Advocates of strong campaign finance regulations have predicted that a court ruling against the limits would lead to a flood of corporate and union money in federal campaigns as early as this year’s elections in November.

The opinion goes to the heart of laws dating back to the Gilded Age of the early 20th century, when Congress passed the Tillman Act in 1907 to banned corporations from donating money directly to federal candidates. Although that prohibition stands, the same cannot be said for much of the centurylong effort that followed to separate politics from corporate money.

In American politics, unions tend to support Democratic candidates and causes, and industry generally prefers candidates and causes supported by Republicans

The decision’s most immediate effect is to allow corporations and unions to sponsor political ads right up to the moment of an election, and to allow them to advocate for the election or defeat of a candidate. In presidential elections and in highly contested congressional contests, that could mean a dramatic increase in television advertising competing for time and public attention.

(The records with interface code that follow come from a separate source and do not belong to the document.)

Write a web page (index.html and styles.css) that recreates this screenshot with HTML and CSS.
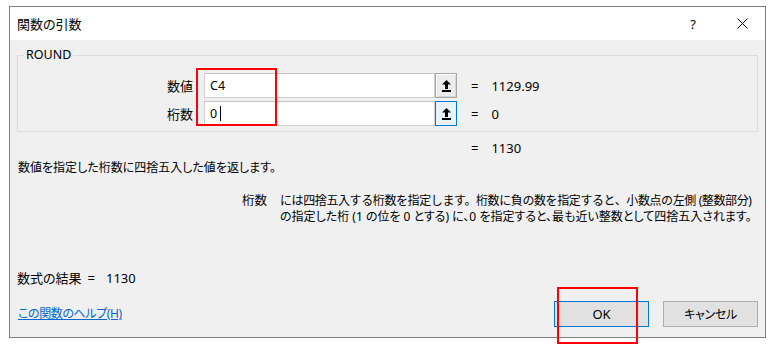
FILE: index.html
```html
<!DOCTYPE html>
<html lang="ja">
<head>
<meta charset="utf-8">
<title>関数の引数</title>
<link rel="stylesheet" href="styles.css">
</head>
<body>
<div class="dialog">
  <div class="titlebar">
    <span class="title ja">関数の引数</span>
    <span class="help-btn">?</span>
    <span class="close-btn"><svg width="11" height="11" viewBox="0 0 11 11"><path d="M0.5 0.5 L10.5 10.5 M10.5 0.5 L0.5 10.5" stroke="#000" stroke-width="1" fill="none"/></svg></span>
  </div>
  <div class="content">
    <fieldset class="group">
      <legend>ROUND</legend>
      <div class="arg-row">
        <span class="arg-label ja">数値</span>
        <div class="field"><span class="field-text">C4</span></div>
        <span class="ref-btn"><svg width="9" height="12" viewBox="0 0 9 12"><path d="M4.5 0 L9 4.5 H6 V9 H3 V4.5 H0 Z" fill="#000"/><rect x="0" y="10" width="9" height="2" fill="#000"/></svg></span>
        <span class="eq">=</span><span class="val">1129.99</span>
      </div>
      <div class="arg-row">
        <span class="arg-label ja">桁数</span>
        <div class="field"><span class="field-text">0</span><span class="caret"></span></div>
        <span class="ref-btn ref-btn-focus"><svg width="9" height="12" viewBox="0 0 9 12"><path d="M4.5 0 L9 4.5 H6 V9 H3 V4.5 H0 Z" fill="#000"/><rect x="0" y="10" width="9" height="2" fill="#000"/></svg></span>
        <span class="eq">=</span><span class="val">0</span>
      </div>
    </fieldset>
    <div class="result-row"><span class="eq">=</span><span class="val">1130</span></div>
    <p class="desc ja">数値を指定した桁数に四捨五入した値を返します。</p>
    <div class="arg-help">
      <span class="arg-help-label ja">桁数</span>
      <div class="arg-help-text">
        <p class="help-line help-line-1">には四捨五入する桁数を指定します。桁数に負の数を指定すると、小数点の左側 (整数部分)</p>
        <p class="help-line ja">の指定した桁 (1 の位を 0 とする) に、0 を指定すると、最も近い整数として四捨五入されます。</p>
      </div>
    </div>
    <div class="formula-result"><span class="ja">数式の結果</span><span class="fr-eq">=</span><span class="fr-val">1130</span></div>
    <div class="footer">
      <a class="help-link ja" href="#">この関数のヘルプ(H)</a>
      <div class="buttons">
        <button class="btn btn-default">OK</button>
        <button class="btn btn-cancel ja">キャンセル</button>
      </div>
    </div>
  </div>
</div>
<div class="mark mark-input"></div>
<div class="mark mark-ok"></div>
</body>
</html>
```

FILE: styles.css
```css
* { box-sizing: border-box; }
html, body { margin: 0; padding: 0; }
body {
  background: #fff;
  font-family: "Noto Sans", "Noto Sans CJK JP", sans-serif;
  font-size: 13px;
  line-height: 16px;
  color: #000;
  position: relative;
  width: 773px;
  height: 352px;
  overflow: hidden;
}
.ja { font-feature-settings: "palt"; }
.dialog {
  margin: 6px 0 0 9px;
  width: 757px;
  height: 332px;
  border: 1px solid #808080;
  background: #f0f0f0;
  display: flex;
  flex-direction: column;
}
.titlebar {
  height: 33px;
  flex: none;
  background: #fff;
  display: flex;
  align-items: center;
  padding-left: 7px;
}
.help-btn {
  margin-left: auto;
  width: 46px;
  text-align: center;
  font-size: 13px;
  margin-right: 3px;
}
.close-btn {
  width: 46px;
  display: flex;
  justify-content: center;
}
.content {
  padding: 0 7px;
  display: flex;
  flex-direction: column;
}
.group {
  margin: 7px 0 0 0;
  padding: 10px 0 5px 0;
  min-width: 0;
  border: 1px solid #dcdcdc;
  display: flex;
  flex-direction: column;
  gap: 3px;
}
.group legend {
  margin-left: 6px;
  padding: 0 2px;
  font-size: 12.5px;
  line-height: 16px;
}
.arg-row {
  display: flex;
  align-items: center;
  height: 25px;
}
.arg-label {
  width: 175px;
  text-align: right;
}
.field {
  margin-left: 11px;
  width: 231px;
  height: 25px;
  background: #fff;
  border: 1px solid #d0d0d0;
  border-top-color: #c4c4c4;
  display: flex;
  align-items: center;
  padding-left: 5px;
  font-size: 12.5px;
}
.caret {
  display: inline-block;
  width: 1px;
  height: 15px;
  background: #000;
  margin-left: 3px;
}
.ref-btn {
  width: 22px;
  height: 25px;
  border: 1px solid #a6a6a6;
  background: #ececec;
  display: flex;
  align-items: center;
  justify-content: center;
  box-shadow: inset 1px 1px 0 #fff, inset -1px -1px 0 #d6d6d6;
}
.ref-btn-focus {
  border-color: #0078d7;
  background: #e8f2fb;
  box-shadow: none;
}
.eq { margin-left: 14px; }
.val { margin-left: 13px; }
.result-row {
  margin-top: 8px;
  height: 16px;
  display: flex;
  padding-left: 440px;
}
.desc {
  margin: 4px 0 0 1px;
  font-size: 12px;
}
.arg-help {
  margin-top: 17px;
  display: flex;
  font-size: 12px;
}
.arg-help-label {
  width: 250px;
  text-align: right;
  flex: none;
  font-size: 12.5px;
  line-height: 16px;
}
.arg-help-text {
  margin-left: 13px;
  white-space: nowrap;
  display: flex;
  flex-direction: column;
}
.help-line {
  margin: 0;
  height: 16px;
  line-height: 16px;
}
.help-line-1 {
  letter-spacing: -0.4px;
}
.formula-result {
  margin: 45px 0 0 0;
  display: flex;
}
.fr-eq { margin-left: 6px; }
.fr-val { margin-left: 11px; }
.footer {
  margin-top: 15px;
  display: flex;
  align-items: center;
  justify-content: space-between;
  padding-left: 1px;
}
.help-link {
  color: #0066cc;
  text-decoration: underline;
  font-size: 12px;
  letter-spacing: -0.4px;
}
.buttons {
  display: flex;
  gap: 14px;
}
.btn {
  width: 95px;
  height: 26px;
  border: 1px solid #adadad;
  background: #e1e1e1;
  font-family: "Noto Sans", "Noto Sans CJK JP", sans-serif;
  font-size: 13px;
  color: #000;
  padding: 0;
}
.btn-cancel {
  font-size: 12px;
  letter-spacing: -0.3px;
}
.btn-default {
  border-color: #0078d7;
}
.mark {
  position: absolute;
  border: 2px solid #ff0000;
}
.mark-input {
  left: 196px;
  top: 68px;
  width: 81px;
  height: 58px;
}
.mark-ok {
  left: 557px;
  top: 287px;
  width: 81px;
  height: 57px;
}
```
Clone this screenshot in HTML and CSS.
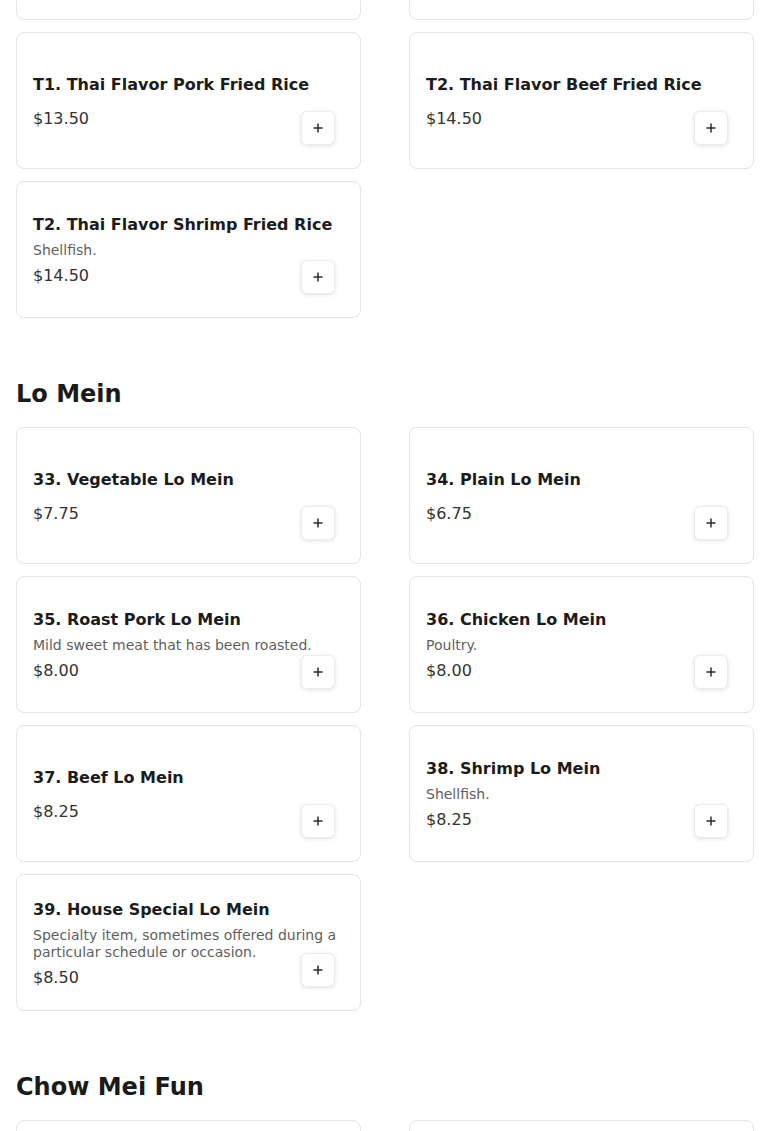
FILE: index.html
```html
<!DOCTYPE html>
<html lang="en">
<head>
<meta charset="utf-8">
<title>Menu</title>
<link rel="stylesheet" href="styles.css">
</head>
<body>
<main class="menu">
  <section class="section section-first">
    <div class="grid">
      <div class="card">
        <div class="info">
          <div class="title">30. House Special Fried Rice</div>
          <div class="price">$9.50</div>
        </div>
        <button class="add" aria-label="Add"><svg viewBox="0 0 10 10" width="10" height="10"><path d="M5 0.5V9.5M0.5 5H9.5" stroke="#2b2b2b" stroke-width="1.5" fill="none"/></svg></button>
      </div>
      <div class="card">
        <div class="info">
          <div class="title">T. Thai Flavor Chicken Fried Rice</div>
          <div class="price">$13.50</div>
        </div>
        <button class="add" aria-label="Add"><svg viewBox="0 0 10 10" width="10" height="10"><path d="M5 0.5V9.5M0.5 5H9.5" stroke="#2b2b2b" stroke-width="1.5" fill="none"/></svg></button>
      </div>
      <div class="card">
        <div class="info">
          <div class="title">T1. Thai Flavor Pork Fried Rice</div>
          <div class="price">$13.50</div>
        </div>
        <button class="add" aria-label="Add"><svg viewBox="0 0 10 10" width="10" height="10"><path d="M5 0.5V9.5M0.5 5H9.5" stroke="#2b2b2b" stroke-width="1.5" fill="none"/></svg></button>
      </div>
      <div class="card">
        <div class="info">
          <div class="title">T2. Thai Flavor Beef Fried Rice</div>
          <div class="price">$14.50</div>
        </div>
        <button class="add" aria-label="Add"><svg viewBox="0 0 10 10" width="10" height="10"><path d="M5 0.5V9.5M0.5 5H9.5" stroke="#2b2b2b" stroke-width="1.5" fill="none"/></svg></button>
      </div>
      <div class="card">
        <div class="info">
          <div class="title">T2. Thai Flavor Shrimp Fried Rice</div>
          <div class="desc">Shellfish.</div>
          <div class="price">$14.50</div>
        </div>
        <button class="add" aria-label="Add"><svg viewBox="0 0 10 10" width="10" height="10"><path d="M5 0.5V9.5M0.5 5H9.5" stroke="#2b2b2b" stroke-width="1.5" fill="none"/></svg></button>
      </div>
    </div>
  </section>

  <section class="section">
    <h2 class="heading">Lo Mein</h2>
    <div class="grid">
      <div class="card">
        <div class="info">
          <div class="title">33. Vegetable Lo Mein</div>
          <div class="price">$7.75</div>
        </div>
        <button class="add" aria-label="Add"><svg viewBox="0 0 10 10" width="10" height="10"><path d="M5 0.5V9.5M0.5 5H9.5" stroke="#2b2b2b" stroke-width="1.5" fill="none"/></svg></button>
      </div>
      <div class="card">
        <div class="info">
          <div class="title">34. Plain Lo Mein</div>
          <div class="price">$6.75</div>
        </div>
        <button class="add" aria-label="Add"><svg viewBox="0 0 10 10" width="10" height="10"><path d="M5 0.5V9.5M0.5 5H9.5" stroke="#2b2b2b" stroke-width="1.5" fill="none"/></svg></button>
      </div>
      <div class="card">
        <div class="info">
          <div class="title">35. Roast Pork Lo Mein</div>
          <div class="desc">Mild sweet meat that has been roasted.</div>
          <div class="price">$8.00</div>
        </div>
        <button class="add" aria-label="Add"><svg viewBox="0 0 10 10" width="10" height="10"><path d="M5 0.5V9.5M0.5 5H9.5" stroke="#2b2b2b" stroke-width="1.5" fill="none"/></svg></button>
      </div>
      <div class="card">
        <div class="info">
          <div class="title">36. Chicken Lo Mein</div>
          <div class="desc">Poultry.</div>
          <div class="price">$8.00</div>
        </div>
        <button class="add" aria-label="Add"><svg viewBox="0 0 10 10" width="10" height="10"><path d="M5 0.5V9.5M0.5 5H9.5" stroke="#2b2b2b" stroke-width="1.5" fill="none"/></svg></button>
      </div>
      <div class="card">
        <div class="info">
          <div class="title">37. Beef Lo Mein</div>
          <div class="price">$8.25</div>
        </div>
        <button class="add" aria-label="Add"><svg viewBox="0 0 10 10" width="10" height="10"><path d="M5 0.5V9.5M0.5 5H9.5" stroke="#2b2b2b" stroke-width="1.5" fill="none"/></svg></button>
      </div>
      <div class="card">
        <div class="info">
          <div class="title">38. Shrimp Lo Mein</div>
          <div class="desc">Shellfish.</div>
          <div class="price">$8.25</div>
        </div>
        <button class="add" aria-label="Add"><svg viewBox="0 0 10 10" width="10" height="10"><path d="M5 0.5V9.5M0.5 5H9.5" stroke="#2b2b2b" stroke-width="1.5" fill="none"/></svg></button>
      </div>
      <div class="card">
        <div class="info">
          <div class="title">39. House Special Lo Mein</div>
          <div class="desc">Specialty item, sometimes offered during a particular schedule or occasion.</div>
          <div class="price">$8.50</div>
        </div>
        <button class="add" aria-label="Add"><svg viewBox="0 0 10 10" width="10" height="10"><path d="M5 0.5V9.5M0.5 5H9.5" stroke="#2b2b2b" stroke-width="1.5" fill="none"/></svg></button>
      </div>
    </div>
  </section>

  <section class="section">
    <h2 class="heading">Chow Mei Fun</h2>
    <div class="grid">
      <div class="card">
        <div class="info">
          <div class="title">40. Vegetable Chow Mei Fun</div>
          <div class="price">$7.75</div>
        </div>
        <button class="add" aria-label="Add"><svg viewBox="0 0 10 10" width="10" height="10"><path d="M5 0.5V9.5M0.5 5H9.5" stroke="#2b2b2b" stroke-width="1.5" fill="none"/></svg></button>
      </div>
      <div class="card">
        <div class="info">
          <div class="title">41. Plain Chow Mei Fun</div>
          <div class="price">$6.75</div>
        </div>
        <button class="add" aria-label="Add"><svg viewBox="0 0 10 10" width="10" height="10"><path d="M5 0.5V9.5M0.5 5H9.5" stroke="#2b2b2b" stroke-width="1.5" fill="none"/></svg></button>
      </div>
    </div>
  </section>
</main>
</body>
</html>
```

FILE: styles.css
```css
* {
  box-sizing: border-box;
}

html, body {
  margin: 0;
  padding: 0;
  background: #ffffff;
}

body {
  font-family: "DejaVu Sans", "Noto Sans", sans-serif;
  color: #1c1c1c;
  overflow: hidden;
}

.menu {
  padding: 0 16px;
  margin-top: -117px;
}

.section-first {
  margin: 0;
}

.heading {
  margin: 60px 0 17px;
  font-size: 24px;
  line-height: 32px;
  font-weight: bold;
  color: #1a1a1a;
}

.grid {
  display: grid;
  grid-template-columns: 345px 345px;
  column-gap: 48px;
  row-gap: 12px;
}

.card {
  position: relative;
  display: flex;
  align-items: center;
  min-height: 137px;
  padding: 17px 16px 15px;
  border: 1px solid #e4e4e4;
  border-radius: 8px;
  background: #ffffff;
}

.info {
  display: flex;
  flex-direction: column;
}

.title {
  font-size: 16px;
  line-height: 24px;
  font-weight: bold;
  color: #1c1c1c;
  margin-bottom: 5px;
}

.desc {
  font-size: 14px;
  line-height: 17px;
  color: #5f5f5f;
}

.price {
  font-size: 16px;
  line-height: 24px;
  color: #333333;
  margin-top: 5px;
}

.add {
  position: absolute;
  right: 25px;
  bottom: 23px;
  width: 34px;
  height: 34px;
  padding: 0;
  display: flex;
  align-items: center;
  justify-content: center;
  background: #ffffff;
  border: 1px solid #ececec;
  border-radius: 6px;
  box-shadow: 0 1px 4px rgba(0, 0, 0, 0.12);
  cursor: pointer;
}
```
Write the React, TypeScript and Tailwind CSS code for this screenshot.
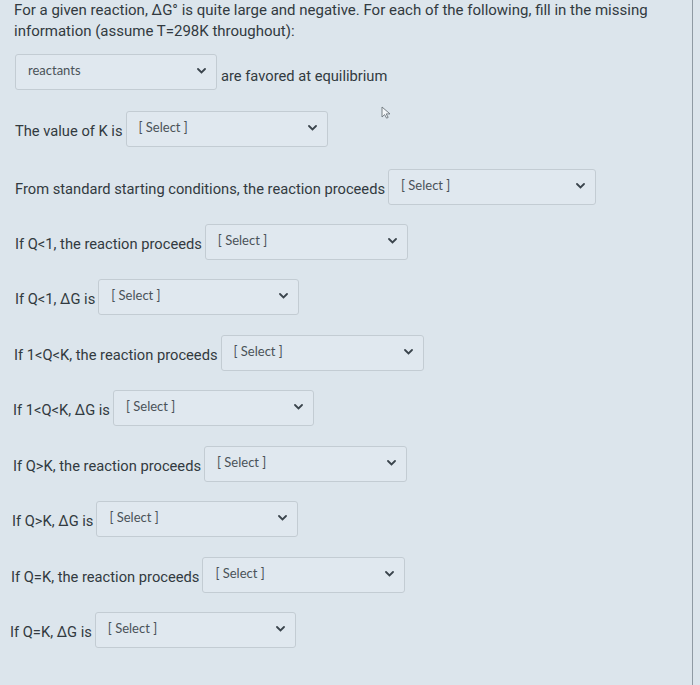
const rows = [
  { label: 'The value of K is', w: 202, mt: 21, ml: 15 },
  { label: 'From standard starting conditions, the reaction proceeds', w: 208, mt: 22, ml: 15 },
  { label: 'If Q<1, the reaction proceeds', w: 203, mt: 19, ml: 15 },
  { label: 'If Q<1, ΔG is', w: 201, mt: 19, ml: 15 },
  { label: 'If 1<Q<K, the reaction proceeds', w: 203, mt: 20, ml: 14 },
  { label: 'If 1<Q<K, ΔG is', w: 201, mt: 19, ml: 13 },
  { label: 'If Q>K, the reaction proceeds', w: 203, mt: 20, ml: 13 },
  { label: 'If Q>K, ΔG is', w: 202, mt: 19, ml: 12 },
  { label: 'If Q=K, the reaction proceeds', w: 203, mt: 20, ml: 11 },
  { label: 'If Q=K, ΔG is', w: 201, mt: 19, ml: 10 },
];

const Chevron = () => (
  <svg width="9" height="6" viewBox="0 0 9 6" className="shrink-0">
    <path d="M1 1l3.5 3.5L8 1" fill="none" stroke="#3a444c" strokeWidth="1.8" strokeLinecap="round" />
  </svg>
);

const FakeSelect = ({ value, width }: { value: string; width: number }) => (
  <div
    className="h-[36px] shrink-0 flex items-center justify-between pl-3 pr-[10px] pb-[3px] border border-[#c3ccd3] rounded-[3px] bg-[#e0e8ef] text-[13px] text-[#4a5258] font-['Lato',sans-serif]"
    style={{ width }}
  >
    <span>{value}</span>
    <Chevron />
  </div>
);

export default function App() {
  return (
    <div className="relative w-[700px] h-[685px] overflow-hidden bg-[#dce5ec] text-[#323a40] font-['Roboto',sans-serif]">
      {/* right edge of the quiz panel */}
      <div className="absolute top-0 bottom-0 left-[692px] w-px bg-[#8f9aa3]" />

      {/* mouse pointer */}
      <svg className="absolute left-[381px] top-[106px]" width="11" height="13" viewBox="0 0 11 13">
        <path d="M1 1v10l2.6-2.4 2 3.6 1.6-.8-2-3.5H9z" fill="#f3f6f8" stroke="#6b747b" strokeWidth="0.9" strokeLinejoin="round" />
      </svg>

      <div className="pl-[14px] pr-[20px] text-[15px] leading-[21px]">
        For a given reaction, ΔG° is quite large and negative. For each of the following, fill in the missing
        information (assume T=298K throughout):
      </div>

      <div className="flex items-center gap-[4px] ml-[15px] mt-[12px]">
        <FakeSelect value="reactants" width={202} />
        <span className="text-[14.7px] mt-[8px]">are favored at equilibrium</span>
      </div>

      {rows.map((r) => (
        <div key={r.label} className="flex items-center gap-[3px]" style={{ marginTop: r.mt, marginLeft: r.ml }}>
          <span className="text-[14.7px] mt-[5px] whitespace-nowrap">{r.label}</span>
          <FakeSelect value="[ Select ]" width={r.w} />
        </div>
      ))}
    </div>
  );
}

In the long term, corporations, their industry associations and labor unions are free to tap their treasuries to assist candidates, although the spending may not be coordinated with the candidates.

Ben Ginsberg, a Republican attorney who has represented several of the party’s presidential campaigns. “If corporations and unions can give unlimited amounts, … it means that the public debate is significantly changed with a lot more voices and it means that the loudest voices are going to be corporations and unions.”